Reproduce all lines of the listing below in which the word "styles" occurs.

===== Information supplied =====

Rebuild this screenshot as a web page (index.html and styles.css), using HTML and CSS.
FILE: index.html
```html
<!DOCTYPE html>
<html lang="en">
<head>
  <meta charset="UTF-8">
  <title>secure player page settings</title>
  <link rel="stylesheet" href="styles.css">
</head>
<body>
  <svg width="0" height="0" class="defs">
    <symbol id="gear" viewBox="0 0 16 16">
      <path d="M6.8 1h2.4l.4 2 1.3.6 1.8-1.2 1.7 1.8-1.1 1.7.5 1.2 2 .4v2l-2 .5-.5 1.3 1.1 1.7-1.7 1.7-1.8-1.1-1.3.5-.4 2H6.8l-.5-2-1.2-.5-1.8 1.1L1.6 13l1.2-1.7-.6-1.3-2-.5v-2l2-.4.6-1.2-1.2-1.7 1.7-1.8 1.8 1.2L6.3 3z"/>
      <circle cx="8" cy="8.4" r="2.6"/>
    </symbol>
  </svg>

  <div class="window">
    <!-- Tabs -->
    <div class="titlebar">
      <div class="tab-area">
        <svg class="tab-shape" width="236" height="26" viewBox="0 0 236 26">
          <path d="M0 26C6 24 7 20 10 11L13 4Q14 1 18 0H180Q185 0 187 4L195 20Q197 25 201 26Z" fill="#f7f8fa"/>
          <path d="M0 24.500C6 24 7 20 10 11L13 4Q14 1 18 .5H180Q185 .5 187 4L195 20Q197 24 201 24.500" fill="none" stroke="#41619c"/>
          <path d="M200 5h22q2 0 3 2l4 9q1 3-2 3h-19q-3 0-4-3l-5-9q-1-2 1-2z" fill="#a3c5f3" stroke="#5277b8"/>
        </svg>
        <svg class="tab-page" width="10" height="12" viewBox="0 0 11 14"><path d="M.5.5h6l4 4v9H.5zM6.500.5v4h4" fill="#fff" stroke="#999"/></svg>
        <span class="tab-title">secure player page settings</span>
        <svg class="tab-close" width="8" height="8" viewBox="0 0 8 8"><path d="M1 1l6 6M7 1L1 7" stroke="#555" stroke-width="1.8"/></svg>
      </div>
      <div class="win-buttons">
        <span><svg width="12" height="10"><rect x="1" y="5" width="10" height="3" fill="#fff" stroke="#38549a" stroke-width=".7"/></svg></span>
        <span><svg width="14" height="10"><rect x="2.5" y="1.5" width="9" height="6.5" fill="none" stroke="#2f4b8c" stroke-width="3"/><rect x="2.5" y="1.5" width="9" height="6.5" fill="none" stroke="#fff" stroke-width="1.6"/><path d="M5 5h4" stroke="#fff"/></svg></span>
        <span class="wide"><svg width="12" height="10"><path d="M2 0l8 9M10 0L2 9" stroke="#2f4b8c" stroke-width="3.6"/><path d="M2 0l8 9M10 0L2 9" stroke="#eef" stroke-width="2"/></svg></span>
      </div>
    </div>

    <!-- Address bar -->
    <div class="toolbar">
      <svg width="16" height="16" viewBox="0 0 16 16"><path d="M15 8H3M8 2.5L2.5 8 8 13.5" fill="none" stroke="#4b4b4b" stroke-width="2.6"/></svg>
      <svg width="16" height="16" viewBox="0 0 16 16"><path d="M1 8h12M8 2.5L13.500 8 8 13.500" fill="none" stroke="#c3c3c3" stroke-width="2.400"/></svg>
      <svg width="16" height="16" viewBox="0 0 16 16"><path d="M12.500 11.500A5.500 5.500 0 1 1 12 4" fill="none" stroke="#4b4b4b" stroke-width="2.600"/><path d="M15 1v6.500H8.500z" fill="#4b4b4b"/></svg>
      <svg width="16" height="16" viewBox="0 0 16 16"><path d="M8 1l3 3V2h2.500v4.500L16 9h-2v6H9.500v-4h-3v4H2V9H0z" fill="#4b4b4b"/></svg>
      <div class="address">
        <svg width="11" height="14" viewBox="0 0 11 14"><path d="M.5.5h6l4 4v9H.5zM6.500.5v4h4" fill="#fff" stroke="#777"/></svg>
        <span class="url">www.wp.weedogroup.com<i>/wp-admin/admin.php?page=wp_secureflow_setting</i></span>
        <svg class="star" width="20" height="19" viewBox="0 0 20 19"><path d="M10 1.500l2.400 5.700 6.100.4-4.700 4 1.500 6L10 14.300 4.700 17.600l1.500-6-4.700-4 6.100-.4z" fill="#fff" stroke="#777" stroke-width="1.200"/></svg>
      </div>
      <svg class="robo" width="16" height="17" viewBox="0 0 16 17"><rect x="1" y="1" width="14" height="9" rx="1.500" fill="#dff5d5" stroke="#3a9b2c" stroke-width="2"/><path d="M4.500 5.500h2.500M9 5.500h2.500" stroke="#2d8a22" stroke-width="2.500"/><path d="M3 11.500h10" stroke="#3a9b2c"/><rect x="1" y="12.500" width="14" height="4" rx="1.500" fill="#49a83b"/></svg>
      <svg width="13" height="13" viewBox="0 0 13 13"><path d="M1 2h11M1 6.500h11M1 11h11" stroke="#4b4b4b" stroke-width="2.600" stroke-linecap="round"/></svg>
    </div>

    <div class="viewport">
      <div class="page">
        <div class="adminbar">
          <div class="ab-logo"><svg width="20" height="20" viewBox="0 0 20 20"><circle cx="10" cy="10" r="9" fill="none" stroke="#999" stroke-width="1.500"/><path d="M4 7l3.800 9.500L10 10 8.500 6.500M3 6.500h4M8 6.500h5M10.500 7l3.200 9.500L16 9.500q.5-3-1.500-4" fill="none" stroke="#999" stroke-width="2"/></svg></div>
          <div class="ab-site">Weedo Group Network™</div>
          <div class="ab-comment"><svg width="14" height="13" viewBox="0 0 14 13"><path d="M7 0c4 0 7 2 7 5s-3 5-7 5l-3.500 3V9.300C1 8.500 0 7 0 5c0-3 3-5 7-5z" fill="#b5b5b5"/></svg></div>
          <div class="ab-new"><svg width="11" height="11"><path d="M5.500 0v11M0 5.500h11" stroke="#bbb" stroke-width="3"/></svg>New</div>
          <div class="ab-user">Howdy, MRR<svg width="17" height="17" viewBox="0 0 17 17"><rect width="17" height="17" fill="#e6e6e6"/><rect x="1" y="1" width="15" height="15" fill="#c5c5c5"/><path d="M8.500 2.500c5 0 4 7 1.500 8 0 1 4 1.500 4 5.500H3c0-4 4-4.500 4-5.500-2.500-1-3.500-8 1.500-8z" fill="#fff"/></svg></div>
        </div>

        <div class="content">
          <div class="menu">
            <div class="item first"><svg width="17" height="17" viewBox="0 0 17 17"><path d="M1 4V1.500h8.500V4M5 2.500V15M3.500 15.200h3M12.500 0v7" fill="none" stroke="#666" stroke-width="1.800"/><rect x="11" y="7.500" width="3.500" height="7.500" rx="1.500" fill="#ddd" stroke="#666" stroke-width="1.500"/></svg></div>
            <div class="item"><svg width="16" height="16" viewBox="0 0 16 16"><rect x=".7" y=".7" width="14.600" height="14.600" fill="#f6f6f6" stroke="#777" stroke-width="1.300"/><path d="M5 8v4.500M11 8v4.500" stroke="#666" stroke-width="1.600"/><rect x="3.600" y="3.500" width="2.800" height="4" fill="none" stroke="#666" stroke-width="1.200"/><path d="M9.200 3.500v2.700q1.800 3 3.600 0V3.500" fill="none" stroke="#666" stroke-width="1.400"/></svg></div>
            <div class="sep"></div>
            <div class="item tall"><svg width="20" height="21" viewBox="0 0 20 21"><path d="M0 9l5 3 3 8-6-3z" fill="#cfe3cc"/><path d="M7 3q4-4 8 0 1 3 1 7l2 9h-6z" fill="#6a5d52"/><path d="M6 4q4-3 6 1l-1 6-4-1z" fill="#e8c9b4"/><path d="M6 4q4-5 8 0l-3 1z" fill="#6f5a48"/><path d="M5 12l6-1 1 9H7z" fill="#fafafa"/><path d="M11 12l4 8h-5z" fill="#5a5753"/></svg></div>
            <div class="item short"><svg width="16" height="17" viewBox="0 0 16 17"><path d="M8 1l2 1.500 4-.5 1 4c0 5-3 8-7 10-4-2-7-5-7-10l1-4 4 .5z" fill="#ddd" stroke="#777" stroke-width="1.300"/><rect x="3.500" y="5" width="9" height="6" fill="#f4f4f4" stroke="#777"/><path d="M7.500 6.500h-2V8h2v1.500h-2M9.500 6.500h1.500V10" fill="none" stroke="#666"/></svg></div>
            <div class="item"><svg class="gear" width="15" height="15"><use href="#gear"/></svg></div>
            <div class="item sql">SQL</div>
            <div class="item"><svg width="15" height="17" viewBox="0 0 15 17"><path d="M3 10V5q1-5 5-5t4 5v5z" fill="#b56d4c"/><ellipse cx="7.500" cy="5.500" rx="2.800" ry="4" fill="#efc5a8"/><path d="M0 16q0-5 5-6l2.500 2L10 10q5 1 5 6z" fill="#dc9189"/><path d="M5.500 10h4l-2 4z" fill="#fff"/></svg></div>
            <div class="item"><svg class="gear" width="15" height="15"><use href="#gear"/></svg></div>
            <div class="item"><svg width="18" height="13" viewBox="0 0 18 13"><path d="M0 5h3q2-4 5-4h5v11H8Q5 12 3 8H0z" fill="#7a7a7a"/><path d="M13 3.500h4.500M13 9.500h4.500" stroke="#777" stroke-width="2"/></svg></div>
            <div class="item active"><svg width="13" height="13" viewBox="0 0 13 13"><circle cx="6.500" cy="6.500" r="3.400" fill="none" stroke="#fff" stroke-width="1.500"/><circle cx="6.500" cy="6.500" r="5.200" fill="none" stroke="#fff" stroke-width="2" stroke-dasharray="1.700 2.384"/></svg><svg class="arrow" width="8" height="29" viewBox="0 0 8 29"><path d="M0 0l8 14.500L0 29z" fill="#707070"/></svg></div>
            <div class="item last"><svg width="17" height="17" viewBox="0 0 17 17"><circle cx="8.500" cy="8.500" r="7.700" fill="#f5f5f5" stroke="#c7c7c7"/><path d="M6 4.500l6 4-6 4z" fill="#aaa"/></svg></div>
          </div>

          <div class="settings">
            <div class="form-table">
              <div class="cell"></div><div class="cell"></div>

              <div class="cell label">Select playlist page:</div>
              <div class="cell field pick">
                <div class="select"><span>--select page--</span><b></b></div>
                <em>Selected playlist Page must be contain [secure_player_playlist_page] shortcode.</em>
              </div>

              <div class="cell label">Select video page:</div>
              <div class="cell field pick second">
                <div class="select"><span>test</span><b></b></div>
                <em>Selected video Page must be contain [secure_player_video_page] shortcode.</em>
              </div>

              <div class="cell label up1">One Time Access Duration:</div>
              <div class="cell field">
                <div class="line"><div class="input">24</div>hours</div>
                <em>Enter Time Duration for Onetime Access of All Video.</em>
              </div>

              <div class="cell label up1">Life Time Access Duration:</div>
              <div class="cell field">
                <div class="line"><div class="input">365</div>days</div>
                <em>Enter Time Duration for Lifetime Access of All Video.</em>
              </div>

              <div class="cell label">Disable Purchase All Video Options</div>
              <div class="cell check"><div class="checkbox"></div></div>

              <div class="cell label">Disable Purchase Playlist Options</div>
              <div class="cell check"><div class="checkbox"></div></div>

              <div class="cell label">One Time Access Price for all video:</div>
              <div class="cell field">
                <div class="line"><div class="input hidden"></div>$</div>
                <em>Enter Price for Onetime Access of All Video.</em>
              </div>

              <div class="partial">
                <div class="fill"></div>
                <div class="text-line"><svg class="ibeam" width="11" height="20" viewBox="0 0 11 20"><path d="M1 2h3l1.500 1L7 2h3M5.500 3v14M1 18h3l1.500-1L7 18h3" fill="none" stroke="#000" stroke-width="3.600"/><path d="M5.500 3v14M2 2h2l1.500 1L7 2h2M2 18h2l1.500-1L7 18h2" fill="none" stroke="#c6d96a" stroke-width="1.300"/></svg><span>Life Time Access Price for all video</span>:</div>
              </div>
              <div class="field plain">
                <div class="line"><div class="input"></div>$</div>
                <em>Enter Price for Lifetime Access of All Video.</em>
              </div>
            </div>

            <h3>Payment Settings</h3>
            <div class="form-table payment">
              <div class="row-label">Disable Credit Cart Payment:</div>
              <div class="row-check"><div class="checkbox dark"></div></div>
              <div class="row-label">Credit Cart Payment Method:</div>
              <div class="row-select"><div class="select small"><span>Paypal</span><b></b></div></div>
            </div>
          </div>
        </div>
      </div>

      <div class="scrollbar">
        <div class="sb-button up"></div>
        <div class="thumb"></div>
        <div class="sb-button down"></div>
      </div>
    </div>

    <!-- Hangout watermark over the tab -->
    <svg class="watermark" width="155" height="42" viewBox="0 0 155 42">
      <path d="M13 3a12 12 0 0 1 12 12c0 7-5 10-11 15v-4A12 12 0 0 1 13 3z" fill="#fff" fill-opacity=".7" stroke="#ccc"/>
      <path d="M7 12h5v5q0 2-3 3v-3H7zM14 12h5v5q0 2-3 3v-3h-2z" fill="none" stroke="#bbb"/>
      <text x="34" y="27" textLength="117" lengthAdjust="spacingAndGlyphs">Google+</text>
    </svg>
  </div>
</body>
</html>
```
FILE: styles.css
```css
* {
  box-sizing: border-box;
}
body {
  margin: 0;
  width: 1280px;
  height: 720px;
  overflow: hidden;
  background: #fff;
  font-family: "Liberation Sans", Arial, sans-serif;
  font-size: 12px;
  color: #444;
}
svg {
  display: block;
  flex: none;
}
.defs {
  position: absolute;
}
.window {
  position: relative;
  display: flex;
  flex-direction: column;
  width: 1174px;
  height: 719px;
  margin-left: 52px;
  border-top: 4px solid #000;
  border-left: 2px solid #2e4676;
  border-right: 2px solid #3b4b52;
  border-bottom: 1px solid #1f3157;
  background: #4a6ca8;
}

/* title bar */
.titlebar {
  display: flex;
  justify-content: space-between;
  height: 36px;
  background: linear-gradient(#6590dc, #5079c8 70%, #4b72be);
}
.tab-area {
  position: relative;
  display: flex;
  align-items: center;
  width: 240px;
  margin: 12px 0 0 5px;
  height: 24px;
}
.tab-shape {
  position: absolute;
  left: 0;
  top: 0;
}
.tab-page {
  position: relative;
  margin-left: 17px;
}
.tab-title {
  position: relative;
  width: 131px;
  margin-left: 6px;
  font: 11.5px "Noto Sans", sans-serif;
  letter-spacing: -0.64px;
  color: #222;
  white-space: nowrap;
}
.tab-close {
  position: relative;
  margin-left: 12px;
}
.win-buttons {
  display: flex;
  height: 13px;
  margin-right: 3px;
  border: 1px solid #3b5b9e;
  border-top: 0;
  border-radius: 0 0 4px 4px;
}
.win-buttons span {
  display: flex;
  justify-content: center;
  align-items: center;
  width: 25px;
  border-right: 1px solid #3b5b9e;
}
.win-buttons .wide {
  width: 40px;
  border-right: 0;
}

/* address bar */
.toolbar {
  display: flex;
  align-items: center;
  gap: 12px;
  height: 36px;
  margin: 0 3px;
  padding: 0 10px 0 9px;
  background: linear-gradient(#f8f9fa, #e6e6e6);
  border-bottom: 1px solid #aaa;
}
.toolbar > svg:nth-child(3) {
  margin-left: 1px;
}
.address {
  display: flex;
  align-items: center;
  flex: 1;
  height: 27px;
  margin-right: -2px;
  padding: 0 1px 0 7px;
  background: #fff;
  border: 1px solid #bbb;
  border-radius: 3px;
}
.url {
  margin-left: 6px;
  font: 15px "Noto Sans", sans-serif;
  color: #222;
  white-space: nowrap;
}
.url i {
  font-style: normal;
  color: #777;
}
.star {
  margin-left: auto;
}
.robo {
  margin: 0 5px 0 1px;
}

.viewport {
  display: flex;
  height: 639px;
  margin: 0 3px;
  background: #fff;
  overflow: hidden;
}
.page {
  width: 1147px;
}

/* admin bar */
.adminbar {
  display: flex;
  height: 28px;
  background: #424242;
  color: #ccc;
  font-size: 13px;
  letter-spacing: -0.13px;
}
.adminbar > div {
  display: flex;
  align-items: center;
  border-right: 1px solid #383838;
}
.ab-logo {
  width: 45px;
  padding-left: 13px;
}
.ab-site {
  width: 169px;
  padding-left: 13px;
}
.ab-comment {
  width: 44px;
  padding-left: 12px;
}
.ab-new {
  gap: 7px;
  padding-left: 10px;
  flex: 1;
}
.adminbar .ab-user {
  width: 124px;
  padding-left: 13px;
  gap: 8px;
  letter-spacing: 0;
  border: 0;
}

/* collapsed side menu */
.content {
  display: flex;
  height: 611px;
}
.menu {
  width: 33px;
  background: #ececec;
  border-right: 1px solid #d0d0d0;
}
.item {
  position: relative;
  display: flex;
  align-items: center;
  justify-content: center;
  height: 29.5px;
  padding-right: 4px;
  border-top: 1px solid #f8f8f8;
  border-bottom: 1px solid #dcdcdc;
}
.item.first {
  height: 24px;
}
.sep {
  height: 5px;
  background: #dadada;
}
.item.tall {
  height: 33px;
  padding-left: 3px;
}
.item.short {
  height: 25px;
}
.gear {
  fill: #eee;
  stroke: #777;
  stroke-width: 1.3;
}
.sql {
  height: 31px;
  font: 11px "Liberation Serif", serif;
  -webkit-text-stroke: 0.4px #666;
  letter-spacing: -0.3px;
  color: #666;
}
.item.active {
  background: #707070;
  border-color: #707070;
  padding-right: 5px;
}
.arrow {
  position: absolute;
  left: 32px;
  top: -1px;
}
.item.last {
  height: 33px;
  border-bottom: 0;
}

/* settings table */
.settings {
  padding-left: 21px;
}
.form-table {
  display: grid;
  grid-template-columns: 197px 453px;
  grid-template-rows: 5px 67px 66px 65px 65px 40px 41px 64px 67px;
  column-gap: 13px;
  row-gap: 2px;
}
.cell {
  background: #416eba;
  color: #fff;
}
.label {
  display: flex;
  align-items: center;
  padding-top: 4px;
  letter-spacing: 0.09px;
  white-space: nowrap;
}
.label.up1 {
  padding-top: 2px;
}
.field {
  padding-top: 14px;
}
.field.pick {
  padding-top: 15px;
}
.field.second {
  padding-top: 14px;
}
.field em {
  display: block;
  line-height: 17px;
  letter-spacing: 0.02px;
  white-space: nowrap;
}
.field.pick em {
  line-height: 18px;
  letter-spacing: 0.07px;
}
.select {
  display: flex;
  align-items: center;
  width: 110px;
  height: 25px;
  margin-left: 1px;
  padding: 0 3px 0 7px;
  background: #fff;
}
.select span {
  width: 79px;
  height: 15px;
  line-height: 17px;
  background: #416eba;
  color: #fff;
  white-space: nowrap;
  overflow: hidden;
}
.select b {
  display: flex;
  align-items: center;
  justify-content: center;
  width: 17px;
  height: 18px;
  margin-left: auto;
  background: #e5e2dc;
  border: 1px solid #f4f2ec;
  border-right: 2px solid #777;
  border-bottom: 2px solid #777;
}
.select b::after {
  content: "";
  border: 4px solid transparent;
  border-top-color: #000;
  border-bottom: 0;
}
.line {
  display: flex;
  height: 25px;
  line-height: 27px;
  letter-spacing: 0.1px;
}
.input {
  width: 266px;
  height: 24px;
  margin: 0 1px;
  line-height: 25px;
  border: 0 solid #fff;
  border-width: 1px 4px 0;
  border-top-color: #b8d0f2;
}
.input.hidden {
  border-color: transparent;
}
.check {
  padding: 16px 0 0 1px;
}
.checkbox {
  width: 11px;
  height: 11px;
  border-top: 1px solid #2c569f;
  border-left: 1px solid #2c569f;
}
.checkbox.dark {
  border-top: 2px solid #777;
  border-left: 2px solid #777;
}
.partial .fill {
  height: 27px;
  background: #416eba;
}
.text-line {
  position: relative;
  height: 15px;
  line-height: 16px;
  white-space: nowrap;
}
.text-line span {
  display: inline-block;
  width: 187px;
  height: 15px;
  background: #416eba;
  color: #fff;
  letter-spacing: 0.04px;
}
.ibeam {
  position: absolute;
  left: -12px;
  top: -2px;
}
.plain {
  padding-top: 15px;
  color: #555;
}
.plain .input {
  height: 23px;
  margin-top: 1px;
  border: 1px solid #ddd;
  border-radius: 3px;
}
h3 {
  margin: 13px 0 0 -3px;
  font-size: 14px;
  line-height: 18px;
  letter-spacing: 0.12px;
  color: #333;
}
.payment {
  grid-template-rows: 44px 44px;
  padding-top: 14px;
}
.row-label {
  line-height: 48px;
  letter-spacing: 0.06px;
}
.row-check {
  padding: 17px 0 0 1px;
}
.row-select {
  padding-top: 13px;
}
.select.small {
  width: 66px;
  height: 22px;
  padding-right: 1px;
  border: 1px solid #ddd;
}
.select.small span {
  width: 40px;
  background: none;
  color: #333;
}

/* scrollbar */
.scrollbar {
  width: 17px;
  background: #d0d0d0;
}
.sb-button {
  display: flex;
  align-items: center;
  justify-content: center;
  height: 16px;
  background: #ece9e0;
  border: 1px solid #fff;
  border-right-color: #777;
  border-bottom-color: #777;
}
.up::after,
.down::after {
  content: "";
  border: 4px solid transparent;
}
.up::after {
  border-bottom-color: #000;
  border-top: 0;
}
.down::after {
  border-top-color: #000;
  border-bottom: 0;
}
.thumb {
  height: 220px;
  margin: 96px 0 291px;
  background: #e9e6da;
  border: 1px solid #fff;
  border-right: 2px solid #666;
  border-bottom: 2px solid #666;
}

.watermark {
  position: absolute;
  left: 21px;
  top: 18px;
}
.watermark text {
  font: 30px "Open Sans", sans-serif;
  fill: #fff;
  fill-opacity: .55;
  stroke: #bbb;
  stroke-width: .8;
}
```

=====

**Complete response**
Rebuild this screenshot as a web page (index.html and styles.css), using HTML and CSS.
  <link rel="stylesheet" href="styles.css">
FILE: styles.css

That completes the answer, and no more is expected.